‘Blue Bloods’ finale review: Powerful, satisfying

Warning: This story contains multiple major spoilers about the series finale of “Blue Bloods.”

WHAT IT’S ABOUT Well, there’s certainly a lot to unpack with “End of Tour,” the 293rd and last episode of “Blue Bloods,” which ended its 14-season run Friday. Obviously, this unpacking must necessarily begin with NYPD Officer Luis Badillo (Ian Quinlan).

MY SAY Fans of any beloved cop procedural coming to end, as “Blue Bloods” just did, fully expect and maybe even deserve catharsis — or in plain English, that punch to the gut that forces them to reach for the nearest box of Kleenex. Quinlan’s Badillo, who joined the show back in 2021, was shot and killed in an ambush set up by the gang Ace Double Tres — a particularly hard gut punch.

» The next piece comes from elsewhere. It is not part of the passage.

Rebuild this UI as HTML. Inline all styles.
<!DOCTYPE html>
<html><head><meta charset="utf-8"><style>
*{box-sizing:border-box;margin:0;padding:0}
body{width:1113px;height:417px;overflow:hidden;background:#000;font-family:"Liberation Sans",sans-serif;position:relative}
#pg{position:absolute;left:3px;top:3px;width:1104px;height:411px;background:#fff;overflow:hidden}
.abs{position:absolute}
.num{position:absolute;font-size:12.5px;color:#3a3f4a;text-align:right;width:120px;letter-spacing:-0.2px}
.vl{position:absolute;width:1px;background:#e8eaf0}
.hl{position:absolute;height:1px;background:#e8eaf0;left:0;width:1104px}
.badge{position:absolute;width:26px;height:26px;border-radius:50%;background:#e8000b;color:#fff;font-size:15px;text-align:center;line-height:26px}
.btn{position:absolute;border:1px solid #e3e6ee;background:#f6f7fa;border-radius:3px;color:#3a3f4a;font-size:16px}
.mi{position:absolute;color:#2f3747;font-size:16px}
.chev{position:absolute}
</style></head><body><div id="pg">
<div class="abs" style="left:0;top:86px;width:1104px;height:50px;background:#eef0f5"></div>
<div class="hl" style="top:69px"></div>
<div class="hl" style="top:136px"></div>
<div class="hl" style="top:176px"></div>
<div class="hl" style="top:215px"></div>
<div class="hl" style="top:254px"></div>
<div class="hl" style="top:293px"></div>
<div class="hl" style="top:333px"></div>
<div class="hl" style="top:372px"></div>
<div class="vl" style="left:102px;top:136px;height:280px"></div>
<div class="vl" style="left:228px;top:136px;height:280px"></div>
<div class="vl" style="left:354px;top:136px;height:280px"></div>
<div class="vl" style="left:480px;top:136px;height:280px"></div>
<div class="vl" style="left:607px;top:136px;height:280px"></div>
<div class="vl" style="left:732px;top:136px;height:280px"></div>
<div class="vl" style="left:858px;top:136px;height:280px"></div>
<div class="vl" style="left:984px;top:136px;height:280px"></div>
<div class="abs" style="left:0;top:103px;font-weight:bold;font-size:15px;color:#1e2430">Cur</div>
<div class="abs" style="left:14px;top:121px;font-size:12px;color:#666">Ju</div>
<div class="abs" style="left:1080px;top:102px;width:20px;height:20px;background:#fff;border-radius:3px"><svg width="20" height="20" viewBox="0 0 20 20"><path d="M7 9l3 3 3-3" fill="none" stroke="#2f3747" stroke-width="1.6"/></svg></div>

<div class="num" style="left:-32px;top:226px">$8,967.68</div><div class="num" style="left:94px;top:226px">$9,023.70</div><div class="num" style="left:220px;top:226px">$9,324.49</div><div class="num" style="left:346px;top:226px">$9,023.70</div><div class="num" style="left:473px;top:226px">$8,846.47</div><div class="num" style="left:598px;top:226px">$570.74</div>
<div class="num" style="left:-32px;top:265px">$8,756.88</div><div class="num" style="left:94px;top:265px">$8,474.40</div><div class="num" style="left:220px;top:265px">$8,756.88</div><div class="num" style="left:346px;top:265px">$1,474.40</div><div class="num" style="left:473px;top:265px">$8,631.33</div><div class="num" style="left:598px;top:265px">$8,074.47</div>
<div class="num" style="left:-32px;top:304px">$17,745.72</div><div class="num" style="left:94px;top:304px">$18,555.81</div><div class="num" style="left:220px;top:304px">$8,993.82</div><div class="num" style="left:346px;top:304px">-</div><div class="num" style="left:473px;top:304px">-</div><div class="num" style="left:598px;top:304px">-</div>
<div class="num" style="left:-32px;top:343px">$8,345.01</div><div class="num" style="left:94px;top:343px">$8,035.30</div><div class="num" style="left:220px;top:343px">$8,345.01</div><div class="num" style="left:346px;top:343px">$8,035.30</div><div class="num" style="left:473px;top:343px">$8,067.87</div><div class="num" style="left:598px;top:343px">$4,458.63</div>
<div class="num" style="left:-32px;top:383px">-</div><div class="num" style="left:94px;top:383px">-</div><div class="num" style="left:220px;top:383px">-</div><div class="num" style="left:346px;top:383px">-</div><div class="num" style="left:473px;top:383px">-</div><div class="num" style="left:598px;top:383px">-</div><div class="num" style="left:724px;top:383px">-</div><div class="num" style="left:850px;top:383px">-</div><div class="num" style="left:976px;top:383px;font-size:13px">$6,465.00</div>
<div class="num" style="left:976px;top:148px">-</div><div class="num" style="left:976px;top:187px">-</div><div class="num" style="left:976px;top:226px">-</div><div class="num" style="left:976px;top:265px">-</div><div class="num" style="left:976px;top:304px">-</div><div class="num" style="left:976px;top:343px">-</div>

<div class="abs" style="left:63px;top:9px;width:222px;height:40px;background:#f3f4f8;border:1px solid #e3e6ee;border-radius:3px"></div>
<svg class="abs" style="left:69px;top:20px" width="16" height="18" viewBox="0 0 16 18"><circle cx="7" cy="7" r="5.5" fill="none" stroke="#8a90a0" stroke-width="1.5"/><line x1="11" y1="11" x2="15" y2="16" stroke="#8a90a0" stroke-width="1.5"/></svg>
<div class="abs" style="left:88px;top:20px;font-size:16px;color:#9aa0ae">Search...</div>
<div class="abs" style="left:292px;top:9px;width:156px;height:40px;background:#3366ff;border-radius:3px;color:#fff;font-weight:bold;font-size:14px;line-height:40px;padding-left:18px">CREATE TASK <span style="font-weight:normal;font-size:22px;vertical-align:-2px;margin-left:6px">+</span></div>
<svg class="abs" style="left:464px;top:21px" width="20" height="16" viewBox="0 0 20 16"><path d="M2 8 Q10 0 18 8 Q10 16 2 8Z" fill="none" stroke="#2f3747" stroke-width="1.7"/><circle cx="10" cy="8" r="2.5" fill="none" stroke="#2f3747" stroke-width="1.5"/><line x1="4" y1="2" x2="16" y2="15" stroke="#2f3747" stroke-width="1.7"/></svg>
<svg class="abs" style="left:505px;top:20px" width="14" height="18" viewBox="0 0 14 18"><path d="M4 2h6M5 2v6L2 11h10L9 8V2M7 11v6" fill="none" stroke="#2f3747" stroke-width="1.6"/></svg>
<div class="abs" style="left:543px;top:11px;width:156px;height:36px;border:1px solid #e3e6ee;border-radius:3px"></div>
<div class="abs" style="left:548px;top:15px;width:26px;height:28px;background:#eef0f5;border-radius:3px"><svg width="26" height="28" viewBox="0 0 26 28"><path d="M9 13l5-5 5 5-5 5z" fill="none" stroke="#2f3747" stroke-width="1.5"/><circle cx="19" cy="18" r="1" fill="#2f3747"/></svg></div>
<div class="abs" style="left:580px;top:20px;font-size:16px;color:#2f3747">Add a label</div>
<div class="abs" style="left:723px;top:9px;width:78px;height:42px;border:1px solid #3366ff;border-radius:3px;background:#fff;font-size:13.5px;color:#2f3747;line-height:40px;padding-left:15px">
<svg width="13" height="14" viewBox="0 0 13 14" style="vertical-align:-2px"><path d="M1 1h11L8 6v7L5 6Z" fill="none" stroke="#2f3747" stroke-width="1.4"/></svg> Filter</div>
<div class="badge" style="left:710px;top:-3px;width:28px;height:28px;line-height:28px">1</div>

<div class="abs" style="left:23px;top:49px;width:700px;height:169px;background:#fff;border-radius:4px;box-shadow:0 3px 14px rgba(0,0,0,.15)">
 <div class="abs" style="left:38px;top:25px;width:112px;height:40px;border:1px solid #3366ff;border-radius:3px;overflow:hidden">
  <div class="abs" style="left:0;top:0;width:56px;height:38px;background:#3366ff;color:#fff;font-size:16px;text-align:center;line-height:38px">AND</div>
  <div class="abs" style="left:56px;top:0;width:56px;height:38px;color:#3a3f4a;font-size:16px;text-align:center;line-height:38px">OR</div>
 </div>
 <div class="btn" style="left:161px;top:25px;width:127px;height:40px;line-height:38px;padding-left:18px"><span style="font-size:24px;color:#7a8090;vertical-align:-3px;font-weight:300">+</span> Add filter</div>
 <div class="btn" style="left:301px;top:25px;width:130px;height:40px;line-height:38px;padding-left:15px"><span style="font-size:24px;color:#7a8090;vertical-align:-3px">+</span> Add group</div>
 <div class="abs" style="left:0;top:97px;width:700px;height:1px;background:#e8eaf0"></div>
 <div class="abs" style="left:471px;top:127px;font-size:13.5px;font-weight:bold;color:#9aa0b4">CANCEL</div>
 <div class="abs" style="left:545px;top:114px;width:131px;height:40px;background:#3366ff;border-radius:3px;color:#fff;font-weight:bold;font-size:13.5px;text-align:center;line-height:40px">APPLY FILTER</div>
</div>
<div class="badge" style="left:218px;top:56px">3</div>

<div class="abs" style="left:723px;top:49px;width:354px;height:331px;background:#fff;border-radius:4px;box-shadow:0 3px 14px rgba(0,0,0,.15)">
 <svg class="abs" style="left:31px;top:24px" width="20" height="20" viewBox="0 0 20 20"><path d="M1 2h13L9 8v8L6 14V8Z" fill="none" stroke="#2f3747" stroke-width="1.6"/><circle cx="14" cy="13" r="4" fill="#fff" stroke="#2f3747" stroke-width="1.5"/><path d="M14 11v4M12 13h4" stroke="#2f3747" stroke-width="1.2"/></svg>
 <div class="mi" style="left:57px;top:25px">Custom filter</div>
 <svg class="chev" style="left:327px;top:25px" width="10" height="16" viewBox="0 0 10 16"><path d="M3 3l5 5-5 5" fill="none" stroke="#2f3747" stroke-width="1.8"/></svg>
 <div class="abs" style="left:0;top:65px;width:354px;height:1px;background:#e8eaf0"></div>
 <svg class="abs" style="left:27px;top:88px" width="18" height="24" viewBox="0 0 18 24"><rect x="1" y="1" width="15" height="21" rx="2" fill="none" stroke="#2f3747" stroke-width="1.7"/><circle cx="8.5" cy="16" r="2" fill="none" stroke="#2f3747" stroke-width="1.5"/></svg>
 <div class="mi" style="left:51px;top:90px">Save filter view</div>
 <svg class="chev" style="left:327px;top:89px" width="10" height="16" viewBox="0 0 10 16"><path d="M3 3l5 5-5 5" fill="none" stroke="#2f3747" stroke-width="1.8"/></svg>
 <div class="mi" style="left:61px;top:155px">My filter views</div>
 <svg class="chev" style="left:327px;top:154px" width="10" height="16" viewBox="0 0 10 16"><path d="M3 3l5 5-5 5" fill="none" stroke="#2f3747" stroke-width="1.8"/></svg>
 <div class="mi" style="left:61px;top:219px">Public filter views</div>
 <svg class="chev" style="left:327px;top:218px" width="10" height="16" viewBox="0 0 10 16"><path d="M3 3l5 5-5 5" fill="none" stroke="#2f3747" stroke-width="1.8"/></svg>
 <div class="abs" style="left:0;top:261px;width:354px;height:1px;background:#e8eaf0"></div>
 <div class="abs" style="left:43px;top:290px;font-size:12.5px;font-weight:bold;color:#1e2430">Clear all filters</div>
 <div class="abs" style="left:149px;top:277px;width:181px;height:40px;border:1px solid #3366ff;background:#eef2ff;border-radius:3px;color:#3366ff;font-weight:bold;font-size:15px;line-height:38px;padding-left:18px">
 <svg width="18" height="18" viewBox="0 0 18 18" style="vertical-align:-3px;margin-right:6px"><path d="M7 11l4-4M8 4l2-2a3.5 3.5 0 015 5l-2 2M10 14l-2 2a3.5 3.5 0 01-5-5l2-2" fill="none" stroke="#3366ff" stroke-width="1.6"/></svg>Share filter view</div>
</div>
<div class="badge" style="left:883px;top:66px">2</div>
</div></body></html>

“Eddie [Vanessa Ray] gets a hostile new partner” is how Badillo was first described in loglines back when he joined in the 12th season. At first, he didn’t exactly ingratiate himself to Eddie Janko nor to viewers. That all changed as we learned he’d been struggling with PTSD after the death of his previous partner, and (in a recent episode) had been taking the son of that partner fishing every year. Badillo even declined to go to rehab to avoid suspension for smoking pot — which also helped with the PTSD — so that he could stick with the fishing date.

Episode after episode, Badillo grew on Eddie, and he grew on us. The beat cop who stands up for his partner, and stands behind her. A regular guy who can’t make ends meet on a cop’s salary. A family man denied his own family but watches out for a dead partner’s son instead.

 Badillo was in some sense the essential message “Blue Bloods” wanted to convey over these last 14 years — during which 15 NYPD officers were killed in the line of duty. This is a dangerous job performed by fallible humans. Badillo was just such a cop. It’s hard to make the case that this death was “necessary” but in the context of “Blue Bloods” — or deep within this show’s emotional core — it sure was.

Then, there was the timing of “End of Tour.” The plot involved gangland-style hits on a judge, the mayor and other cops — outlandish and melodramatic in just about any week other than the one this finale landed in, when a CEO was assassinated in Manhattan and the NYPD launched one of the biggest manhunts in recent history. “It’s all hands on deck out there, and we got way more deck than hands,” Joe Hill (Will Hochman) tells Danny Reagan (Donnie Wahlberg) as they mount a frantic search for the killers. Nice line with real world resonance, wouldn’t you agree?

Meanwhile, there were a couple of developments you could see coming from the next county over — Janko and Jamie (Will Estes) are about to start that family of their own (she’s pregnant), while Jack (Peter Hermann) and Erin (Bridget Moynahan) are going to get re-hitched. Of course the best scene landed towards the end, in that unnamed upstate prison where Frank Reagan (Tom Selleck) goes to put the squeeze on Lorenzo Batista (Edward James Olmos), the gangbanger serving life whose son, Alejandro, was behind the hit on Mayor Peter Chase (Dylan Walsh).

There they were, two heavyweights, face to face, eye to eye. Who would blink first? It was the shootout scene in “High Noon,” and no one needed to be told who was playing Gary Cooper.

But what made this scene so special — beyond the fact that both Selleck and Olmos are A-listers who’ve spent long careers nailing scenes exactly like this one — was the family card that Frank ultimately played. “I had a son who was killed by the cops,” he said, and “he was about Alejandro’s age.” Frank then closed in: “I’d be eternally grateful for the chance” to have him back, “because I know the cold, dark.”

Guess who blinked?

Finally, with immediate and extended family gathered together for that one final Sunday meal around that most iconic of TV dinner tables — with a few extra leaves added — “Blue Bloods” left viewers with the most resonant message this particular series possibly could: Family matters more than anything.

“I gotta say, I couldn’t be more proud or grateful,” said Frank.

BOTTOM LINE Good job, Commish. Good wrap, too.